PM Shinzo Abe asked all schools in Japan to remain closed until the spring holidays begin late next month to try and contain the virus. Abe’s decision follows a rash of new cases reported in the north of Japan, including the first cases in Hokkaido, with no discernible path of origin, Nikkei reports.
As of Thursday, 175 cases have been confirmed across 19 of Japan’s prefectures, including Hokkaido, Tokyo, Aichi, and Chiba. Earlier on Thursday, Hokkaido instituted a weeklong closure of all 1,600 public elementary and junior high schools. Abe made the announcement during a meeting of the government’s headquarters.
Schools must now decide whether to abide by the PM’s non-binding ask, though it’s expected that nearly all schools will comply.
Chinese Premier Li Keqiang, President Xi’s ‘point-man’ in charge of the coronavirus response, said that China will extend its school closures for another month because of the virus, according to CCTV.
Earlier this week, we noted that WHO’s team of researchers claimed they found no evidence that the virus had ‘mutated’ during their study of 100+ strains isolated from patients.
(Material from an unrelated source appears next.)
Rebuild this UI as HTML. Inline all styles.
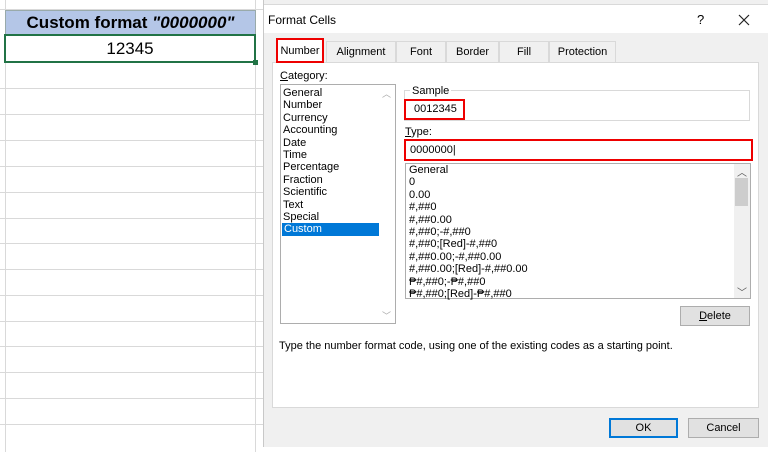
<!DOCTYPE html>
<html><head><style>
*{margin:0;padding:0;box-sizing:border-box}
body{width:768px;height:452px;position:relative;background:#fff;font-family:"Liberation Sans",sans-serif;font-size:11px;color:#000;overflow:hidden}
.a{position:absolute}
.hl{position:absolute;left:0;width:263px;height:1px;background:#d9d9d9}
.tab{position:absolute;top:41px;height:21px;border:1px solid #d9d9d9;border-bottom:none;background:#f0f0f0;text-align:center;line-height:20px;font-size:11px}
.li{line-height:12.4px;font-size:11px}
.btn{position:absolute;background:#e1e1e1;border:1px solid #adadad;text-align:center;line-height:18px;font-size:11px}
</style></head><body>
<div class="a" style="left:5px;top:0;width:1px;height:452px;background:#d9d9d9"></div>
<div class="a" style="left:255px;top:0;width:1px;height:452px;background:#d9d9d9"></div>
<div class="hl" style="top:88px"></div><div class="hl" style="top:114px"></div><div class="hl" style="top:140px"></div><div class="hl" style="top:166px"></div><div class="hl" style="top:192px"></div><div class="hl" style="top:218px"></div><div class="hl" style="top:243px"></div><div class="hl" style="top:269px"></div><div class="hl" style="top:295px"></div><div class="hl" style="top:321px"></div><div class="hl" style="top:346px"></div><div class="hl" style="top:372px"></div><div class="hl" style="top:398px"></div><div class="hl" style="top:424px"></div>
<div class="hl" style="top:9px"></div>
<div class="a" style="left:5px;top:10px;width:251px;height:25px;background:#b4c6e7;border:1px solid #9aa;font-weight:bold;font-size:17px;text-align:center;line-height:23px">Custom format <i>"0000000"</i></div>
<div class="a" style="left:4px;top:34px;width:252px;height:29px;border:2px solid #217346;text-align:center;font-size:17px;line-height:25px">12345</div>
<div class="a" style="left:253px;top:60px;width:5px;height:5px;background:#217346"></div>
<div class="a" style="left:263px;top:0;width:505px;height:447px;background:#f0f0f0;border-left:1px solid #c8c8c8"></div>
<div class="a" style="left:264px;top:4px;width:504px;height:29px;background:#fff;border-top:1px solid #d9d9d9"></div>
<div class="a" style="left:268px;top:13px;font-size:12px">Format Cells</div>
<div class="a" style="left:697px;top:12px;font-size:13px">?</div>
<svg class="a" style="left:738px;top:14px" width="12" height="12"><path d="M1 1L11 11M11 1L1 11" stroke="#222" stroke-width="1.2"/></svg>
<div class="a" style="left:272px;top:62px;width:487px;height:346px;background:#fff;border:1px solid #d9d9d9"></div>
<div class="tab" style="left:276px;top:38px;width:48px;height:25px;background:#fff;border:2px solid #e00;line-height:22px">Number</div>
<div class="tab" style="left:326px;width:70px">Alignment</div>
<div class="tab" style="left:396px;width:50px">Font</div>
<div class="tab" style="left:446px;width:53px">Border</div>
<div class="tab" style="left:499px;width:50px">Fill</div>
<div class="tab" style="left:549px;width:67px">Protection</div>
<div class="a" style="left:280px;top:70px"><u>C</u>ategory:</div>
<div class="a" style="left:280px;top:84px;width:116px;height:240px;border:1px solid #adadad;background:#fff"></div>
<div class="a li" style="left:283px;top:87px">General<br>Number<br>Currency<br>Accounting<br>Date<br>Time<br>Percentage<br>Fraction<br>Scientific<br>Text<br>Special</div>
<div class="a" style="left:282px;top:223px;width:97px;height:13px;background:#0078d7;color:#fff;padding-left:2px;line-height:13px">Custom</div>
<div class="a" style="left:382px;top:87px;color:#aaa;font-size:9px">︿</div>
<div class="a" style="left:382px;top:309px;color:#aaa;font-size:9px">﹀</div>
<div class="a" style="left:404px;top:90px;width:346px;height:31px;border:1px solid #d9d9d9"></div>
<div class="a" style="left:410px;top:85px;background:#fff;padding:0 2px">Sample</div>
<div class="a" style="left:404px;top:99px;width:61px;height:21px;border:2px solid #e00;padding-left:8px;line-height:17px">0012345</div>
<div class="a" style="left:405px;top:126px"><u>T</u>ype:</div>
<div class="a" style="left:404px;top:139px;width:349px;height:22px;border:2px solid #e00;padding-left:4px;line-height:18px">0000000|</div>
<div class="a" style="left:405px;top:163px;width:346px;height:136px;border:1px solid #adadad;background:#fff"></div>
<div class="a li" style="left:409px;top:164px">General<br>0<br>0.00<br>#,##0<br>#,##0.00<br>#,##0;-#,##0<br>#,##0;[Red]-#,##0<br>#,##0.00;-#,##0.00<br>#,##0.00;[Red]-#,##0.00<br>₱#,##0;-₱#,##0<br>₱#,##0;[Red]-₱#,##0</div>
<div class="a" style="left:734px;top:164px;width:16px;height:134px;background:#f0f0f0"></div>
<div class="a" style="left:735px;top:178px;width:13px;height:28px;background:#cdcdcd"></div>
<div class="a" style="left:737px;top:164px;font-size:10px;color:#555">︿</div>
<div class="a" style="left:737px;top:284px;font-size:10px;color:#555">﹀</div>
<div class="btn" style="left:680px;top:306px;width:70px;height:20px"><u>D</u>elete</div>
<div class="a" style="left:279px;top:340px">Type the number format code, using one of the existing codes as a starting point.</div>
<div class="btn" style="left:609px;top:418px;width:69px;height:20px;border:2px solid #0078d7;line-height:16px">OK</div>
<div class="btn" style="left:688px;top:418px;width:71px;height:20px">Cancel</div>
</body></html>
Well, another group of scientists have done some research that appears to conflict with this.
In Australia, which confirmed a handful of cases during the early days of the outbreak, but has since gone quiet, PM Scott Morrison said Thursday in what some might describe as a ‘fearmongering’ speech that “there is every indication that the world will soon enter a pandemic phase of the coronavirus.”
“As a result, we have initiated the implementation of the coronavirus emergency response plan. While the WHO is yet to declare the nature of the coronavirus and its move toward a pandemic phase, we believe that the risk of a global pandemic is very much upon us and as a result, as a government, we need to take steps to prepare.”
WHO’s Dr. Tedros, who yesterday asked officials not to use the word ‘pandemic’, must have been thrilled to hear Morrison’s screed.
Morrison said Australians can still go “to the football match, or the concert” because Australia has “stayed ahead” of the virus. But now it’s time to move onto the next phase, which includes “preparation for the possibility of a much more significant event.”
Over in France, French President Emmanuel Macron said “we have a crisis before us. An epidemic is on its way” during a visit to a Paris hospital where coronavirus patients are being treated. His statement followed reports that 2 have died in France, an elderly Christian tourist and a 60-year-old French national. The Frenchman died earlier this week in Paris at the hospital Macron visited Thursday. The total number of cases in France reached 18 on Wednesday, roughly the same number as neighboring Germany.
Spain detected two more cases on Thursday, bringing the total this week to 14. Neither was connected to Italy, health authorities said. Switzerland confirmed 3 more cases, bringing its total to 4, though Swiss authorities said they’re testing 66 others. In Italy, the number of confirmed cases climbed to 528. Of those, 278 are self-isolating at home, 159 recovered with symptoms in hospital and 37 are in intensive care.
As the AP reminds us, Germany’s health minister said Wednesday that the country was “at the beginning of an epidemic” as authorities in the west tested dozens of people. New cases on Thursday brought Germany’s total to 21.
Two new cases confirmed in the UK on Thursday raised the total to 15. A primary school in Buxton was forced to close for “a deep clean” after a parent of one of the students tested positive for the virus.
The EU Commission doubled-down on its anti-border-closure position, saying no EU country wants to close internal borders. Meanwhile, the FT reports that EU officials are weighing the risks of clusters of Italian-style outbreaks surface across the continent.
What will it take for the EU to acknowledge that border closures might be necessary?